Despite the extensive fallout of the COVID-19 pandemic, South Korea’s shipbuilding industry maintained its top spot in the world in order volume last year, outrunning China with a last-minute clinching, data showed Tuesday.
According to UK-based global shipping information provider Clarksons Research, the total amount for shipbuilding contracts across the world came to 17.92 million compensated gross tonnage as of Dec. 28.
Of the sum, China and South Korea respectively accounted for 7.98 million CGT and 6.73 CGT, taking first and second place.
But the latest statistics, industry officials pointed out, did not include the liquefied natural gas carrier contracts signed by Korea Shipbuilding & Offshore Engineering and Samsung Heavy Industries during the final week of the year.
With the additional 1.45 CGT, Asia’s fourth-largest economy prolonged its top position in the global market for three years straight.
By end-June last year, China had taken a visible stride ahead, logging 3.51 CGT in accumulated order amount, while Korean shipbuilders had only secured 1.18 CGT during the same period.

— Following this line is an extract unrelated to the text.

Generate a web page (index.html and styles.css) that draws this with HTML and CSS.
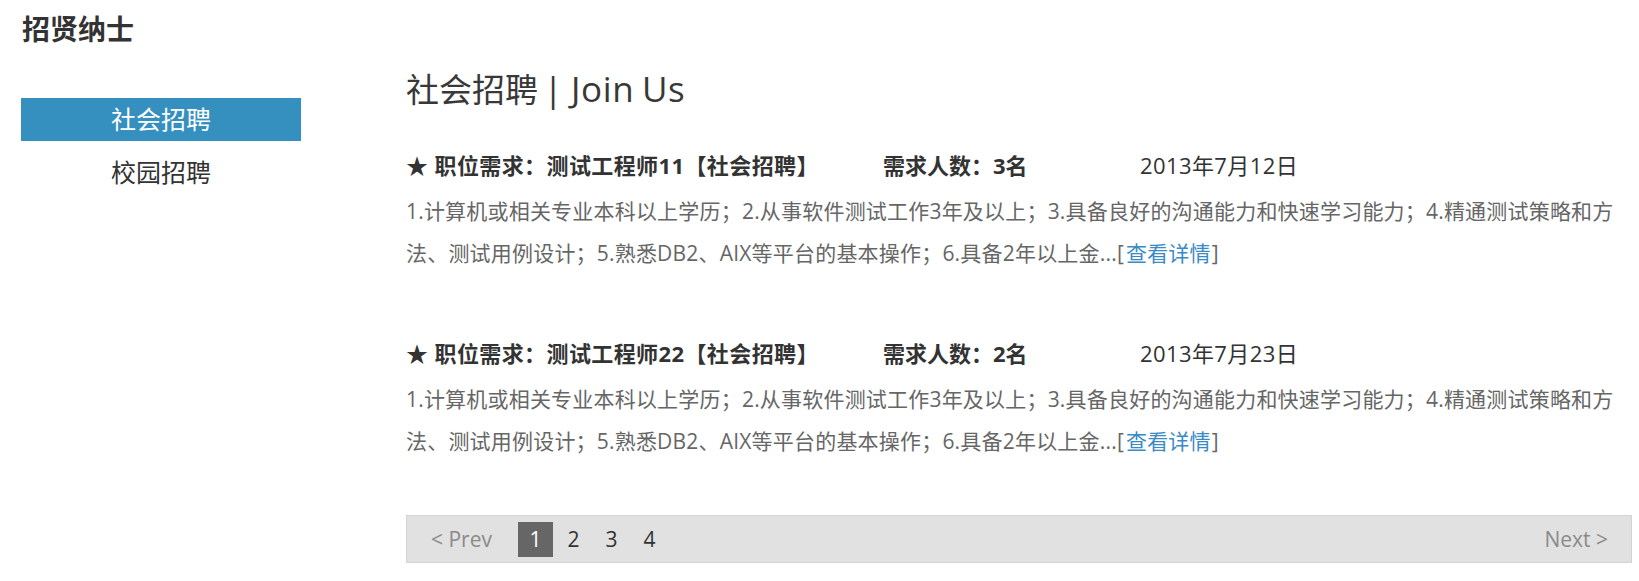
FILE: index.html
```html
<!DOCTYPE html>
<html lang="zh-CN">
<head>
<meta charset="utf-8">
<title>招贤纳士</title>
<link rel="stylesheet" href="styles.css">
</head>
<body>
<div class="page">
  <aside class="side">
    <h2 class="side-title">招贤纳士</h2>
    <ul class="side-nav">
      <li class="side-item active">社会招聘</li>
      <li class="side-item">校园招聘</li>
    </ul>
  </aside>
  <main class="main">
    <h1 class="heading">社会招聘 <span class="heading-en">| Join Us</span></h1>
    <div class="job">
      <div class="job-head">
        <span class="job-title">★ 职位需求：测试工程师11【社会招聘】</span>
        <span class="job-count">需求人数：3名</span>
        <span class="job-date">2013年7月12日</span>
      </div>
      <p class="job-desc">1.计算机或相关专业本科以上学历；2.从事软件测试工作3年及以上；3.具备良好的沟通能力和快速学习能力；4.精通测试策略和方法、测试用例设计；5.熟悉DB2、AIX等平台的基本操作；6.具备2年以上金...[<a class="more" href="#">查看详情</a>]</p>
    </div>
    <div class="job">
      <div class="job-head">
        <span class="job-title">★ 职位需求：测试工程师22【社会招聘】</span>
        <span class="job-count">需求人数：2名</span>
        <span class="job-date">2013年7月23日</span>
      </div>
      <p class="job-desc">1.计算机或相关专业本科以上学历；2.从事软件测试工作3年及以上；3.具备良好的沟通能力和快速学习能力；4.精通测试策略和方法、测试用例设计；5.熟悉DB2、AIX等平台的基本操作；6.具备2年以上金...[<a class="more" href="#">查看详情</a>]</p>
    </div>
    <div class="pager">
      <span class="pager-prev">&lt; Prev</span>
      <span class="pager-pages">
        <span class="pager-num current">1</span>
        <span class="pager-num">2</span>
        <span class="pager-num">3</span>
        <span class="pager-num">4</span>
      </span>
      <span class="pager-next">Next &gt;</span>
    </div>
  </main>
</div>
</body>
</html>
```
FILE: styles.css
```css
* { box-sizing: border-box; }
html, body {
  margin: 0;
  padding: 0;
  background: #fff;
}
body {
  font-family: "Open Sans", "Noto Sans CJK SC", sans-serif;
  color: #333;
}
.page {
  display: flex;
  align-items: flex-start;
  padding-left: 21px;
}
.side {
  width: 280px;
  flex: none;
}
.side-title {
  margin: 9px 0 0 1px;
  font-size: 28px;
  line-height: 40px;
  font-weight: 700;
  color: #333;
}
.side-nav {
  list-style: none;
  margin: 49px 0 0;
  padding: 0;
  display: flex;
  flex-direction: column;
  gap: 10px;
}
.side-item {
  height: 43px;
  line-height: 43px;
  text-align: center;
  font-size: 25px;
  color: #333;
}
.side-item.active {
  background: #3590c0;
  color: #fff;
}
.main {
  margin-left: 105px;
  width: 1226px;
  flex: none;
}
.heading {
  margin: 69px 0 0;
  font-size: 33px;
  line-height: 40px;
  font-weight: 400;
  color: #383838;
  word-spacing: -3px;
}
.heading-en {
  font-size: 35px;
  letter-spacing: 0.6px;
  word-spacing: -2px;
}
.job {
  margin-top: 34px;
}
.job + .job {
  margin-top: 58px;
}
.job-head {
  display: flex;
  height: 42px;
  line-height: 42px;
  font-size: 22px;
  white-space: nowrap;
}
.job-title {
  width: 477px;
  font-weight: 700;
  letter-spacing: 0.4px;
}
.job-count {
  width: 257px;
  font-weight: 700;
}
.job-date {
  font-weight: 400;
  letter-spacing: 0.4px;
}
.job-desc {
  margin: 4px 0 0;
  font-size: 21px;
  line-height: 42px;
  letter-spacing: 0.2px;
  color: #666;
}
.more {
  color: #3a8ac5;
  text-decoration: none;
  margin: 0 1px 0 2px;
}
.pager {
  margin-top: 53px;
  height: 48px;
  border: 1px solid #d3d3d3;
  background: #e1e1e1;
  display: flex;
  align-items: center;
  padding: 0 23px 0 24px;
  font-size: 21px;
}
.pager-prev, .pager-next {
  color: #8a8a8a;
}
.pager-pages {
  display: flex;
  gap: 3px;
  margin-left: 26px;
}
.pager-num {
  width: 35px;
  height: 35px;
  line-height: 35px;
  text-align: center;
  color: #333;
}
.pager-num.current {
  background: #666;
  color: #fff;
}
.pager-next {
  margin-left: auto;
}
```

Turning the table in favor of Korea were a series of high-value-added orders -- LNG carriers, very large crude oil carriers and container ships -- in the fourth quarter.

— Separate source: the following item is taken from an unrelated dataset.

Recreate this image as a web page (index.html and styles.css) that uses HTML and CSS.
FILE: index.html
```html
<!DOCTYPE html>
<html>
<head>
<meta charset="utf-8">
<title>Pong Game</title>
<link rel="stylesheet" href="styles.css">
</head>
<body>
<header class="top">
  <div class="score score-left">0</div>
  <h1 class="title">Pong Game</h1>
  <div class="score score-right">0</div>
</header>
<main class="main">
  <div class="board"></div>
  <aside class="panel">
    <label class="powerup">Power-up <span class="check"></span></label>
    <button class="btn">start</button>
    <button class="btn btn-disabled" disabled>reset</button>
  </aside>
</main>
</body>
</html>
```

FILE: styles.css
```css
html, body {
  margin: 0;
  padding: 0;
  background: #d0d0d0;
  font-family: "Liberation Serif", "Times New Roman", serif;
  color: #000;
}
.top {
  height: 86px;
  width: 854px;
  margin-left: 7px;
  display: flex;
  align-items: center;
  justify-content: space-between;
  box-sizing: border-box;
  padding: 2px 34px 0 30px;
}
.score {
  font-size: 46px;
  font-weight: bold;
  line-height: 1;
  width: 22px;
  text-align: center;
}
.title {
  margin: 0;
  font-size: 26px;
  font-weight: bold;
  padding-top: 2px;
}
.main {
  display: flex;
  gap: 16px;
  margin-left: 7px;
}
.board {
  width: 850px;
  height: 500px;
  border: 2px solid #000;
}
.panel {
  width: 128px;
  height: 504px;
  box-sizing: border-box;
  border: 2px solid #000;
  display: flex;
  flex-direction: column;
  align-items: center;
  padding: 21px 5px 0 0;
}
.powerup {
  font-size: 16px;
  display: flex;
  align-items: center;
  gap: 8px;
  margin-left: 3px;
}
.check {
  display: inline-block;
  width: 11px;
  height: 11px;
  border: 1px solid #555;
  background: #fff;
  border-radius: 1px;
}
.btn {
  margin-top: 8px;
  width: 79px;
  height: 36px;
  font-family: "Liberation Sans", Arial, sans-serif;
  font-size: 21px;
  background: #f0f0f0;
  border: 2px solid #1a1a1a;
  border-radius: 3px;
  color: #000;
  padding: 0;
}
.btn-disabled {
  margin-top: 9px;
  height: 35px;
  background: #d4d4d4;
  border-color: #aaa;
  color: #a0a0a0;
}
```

The Korean shipbuilding business is looking ahead to a relatively prosperous year, as the market’s potential demands are expected to pick up momentum this year after the initial pandemic crisis stage. The increasing level of environmental regulations across the world are also likely to spur major shipowners to replace their timeworn vessels.
Backing such speculation is the incoming Joe Biden administration in the United States, which has been observed to prioritize environmental protective policies, in contrast from the Donald Trump administration. The Emissions Trading System adopted by the European Union will also boost demand for newly built eco-friendly ships.

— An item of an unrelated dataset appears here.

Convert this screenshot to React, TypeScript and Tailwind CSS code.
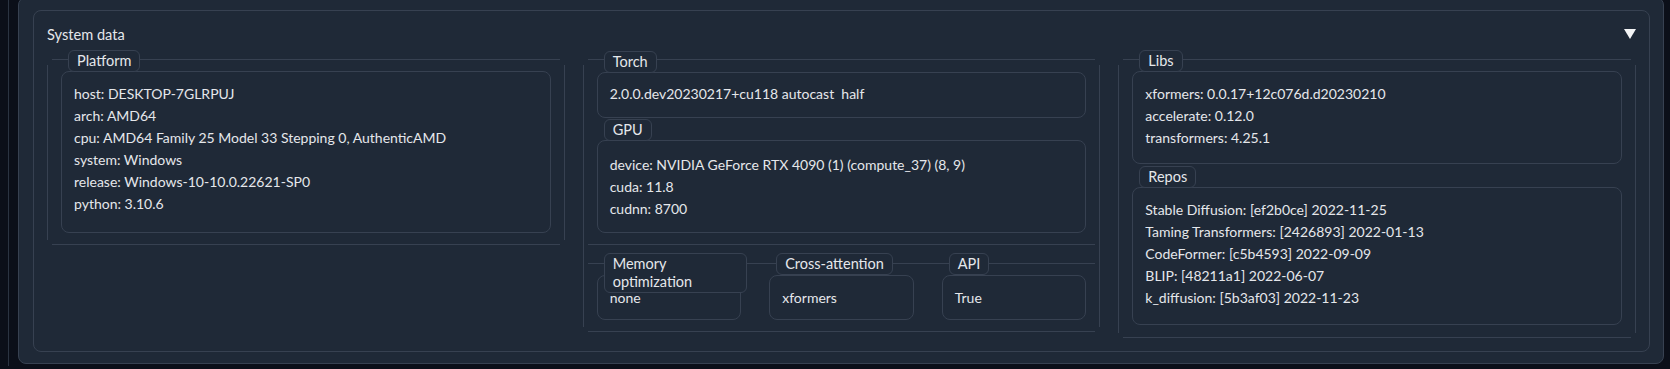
import React from "react";

type BlockProps = {
  label: string;
  children: React.ReactNode;
  className?: string;
  boxClass?: string;
  chipClass?: string;
};

// a labelled value box: the small chip sits over the top edge of the box
function Block({ label, children, className = "", boxClass = "", chipClass = "" }: BlockProps) {
  return (
    <div className={`relative pt-[21px] ${className}`}>
      <div
        className={`absolute left-[7px] top-0 z-10 rounded-md border border-[#374151] bg-[#1f2937] px-[8px] py-[1px] text-[14.5px] leading-[18px] text-[#e5e7eb] ${chipClass}`}
      >
        {label}
      </div>
      <div className={`rounded-lg border border-[#374151] bg-[#1f2937] px-[12px] text-[14px] leading-[22px] text-[#e5e7eb] ${boxClass}`}>
        {children}
      </div>
    </div>
  );
}

function Lines({ items }: { items: string[] }) {
  return (
    <>
      {items.map((t) => (
        <div key={t} className="whitespace-pre">
          {t}
        </div>
      ))}
    </>
  );
}

const platform = [
  "host: DESKTOP-7GLRPUJ",
  "arch: AMD64",
  "cpu: AMD64 Family 25 Model 33 Stepping 0, AuthenticAMD",
  "system: Windows",
  "release: Windows-10-10.0.22621-SP0",
  "python: 3.10.6",
];

const gpu = ["device: NVIDIA GeForce RTX 4090 (1) (compute_37) (8, 9)", "cuda: 11.8", "cudnn: 8700"];

const libs = ["xformers: 0.0.17+12c076d.d20230210", "accelerate: 0.12.0", "transformers: 4.25.1"];

const repos = [
  "Stable Diffusion: [ef2b0ce] 2022-11-25",
  "Taming Transformers: [2426893] 2022-01-13",
  "CodeFormer: [c5b4593] 2022-09-09",
  "BLIP: [48211a1] 2022-06-07",
  "k_diffusion: [5b3af03] 2022-11-23",
];

export default function App() {
  return (
    <div className="h-[369px] w-[1670px] overflow-hidden bg-[#0b0f19] pl-[8px] font-['Lato',sans-serif] text-[#e5e7eb]">
      <div className="h-full border-l border-[#2b3442] pl-[9px] pr-[6px]">
        <div className="-mt-[3px] rounded-lg border border-[#374151] bg-[#1f2937] pb-[11px] pl-[14px] pr-[13px] pt-[12px]">
          <div className="rounded-lg border border-[#374151] px-[13px] pb-[18px]">
            <div className="flex h-[54px] items-start justify-between pt-[13px]">
              <span className="text-[14.6px] leading-[22px]">System data</span>
              <svg width="12" height="10" viewBox="0 0 12 10" className="mt-[5px]">
                <polygon points="0,0 12,0 6,10" fill="#f3f4f6" />
              </svg>
            </div>

            <div className="grid grid-cols-3 items-start gap-x-[18px]">
              {/* left column */}
              <div className="border-x border-[#374151]">
                <div className="-mb-[5px] -mt-[6px] mx-[4px] border-y border-[#374151] px-[9px] pb-[11px]">
                  <Block label="Platform" className="-mt-[10px]" boxClass="pt-[11px] pb-[17px]">
                    <Lines items={platform} />
                  </Block>
                </div>
              </div>

              {/* middle column */}
              <div className="border-x border-[#374151]">
                <div className="-mt-[6px] mx-[4px] border-y border-[#374151] px-[9px] pb-[11px]">
                  <Block label="Torch" className="-mt-[9px]" boxClass="pt-[10px] pb-[12px]">
                    <Lines items={["2.0.0.dev20230217+cu118 autocast  half"]} />
                  </Block>
                  <Block label="GPU" className="mt-[1px]" boxClass="pt-[13px] pb-[12px]">
                    <Lines items={gpu} />
                  </Block>
                </div>
                <div className="-mb-[5px] mt-[18px] mx-[4px] border-y border-[#374151] px-[9px] pb-[11px]">
                  <div className="-mt-[11px] grid grid-cols-3 gap-x-[28px]">
                    <Block label="Memory optimization" className="pt-[22px]" chipClass="w-[143px]" boxClass="pt-[11px] pb-[10px]">
                      none
                    </Block>
                    <Block label="Cross-attention" className="pt-[22px]" boxClass="pt-[11px] pb-[10px]">
                      xformers
                    </Block>
                    <Block label="API" className="pt-[22px]" boxClass="pt-[11px] pb-[10px]">
                      True
                    </Block>
                  </div>
                </div>
              </div>

              {/* right column */}
              <div className="border-x border-[#374151]">
                <div className="-mb-[5px] -mt-[6px] mx-[4px] border-y border-[#374151] px-[9px] pb-[12px]">
                  <Block label="Libs" className="-mt-[10px]" boxClass="pt-[11px] pb-[14px]">
                    <Lines items={libs} />
                  </Block>
                  <Block label="Repos" className="mt-[2px]" boxClass="pt-[11px] pb-[15px]">
                    <Lines items={repos} />
                  </Block>
                </div>
              </div>
            </div>
          </div>
        </div>
      </div>
    </div>
  );
}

“The rising calls for eco-friendly ships is a favorable trend for Korean shipbuilders who are still unrivalled in high-tech, special purpose vessels,” said an official.
“We expect that shipbuilding orders will be placed en masse during the early months of this year, especially to make up for the losses made during the peak of the COVID-19 crisis last year.”
Meanwhile, market top player KSOE said Tuesday that it scored a 900 billion-won ($828 million) order to build six container ships for an Asian shipper by 2023.
The state-run Export-Import Bank of Korea predicted in its industrial outlook report last month that the country’s shipbuilding industry will log $21.5 billion in total orders this year, up 110 percent from a year earlier. As the given amount excluded offshore plants, the actual comprehensive figure may rise further, officials said.
KSOE currently manages three shipbuilding units -- Hyundai Heavy Industries, Hyundai Mipo Dockyard Co. and Hyundai Samho Heavy Industries.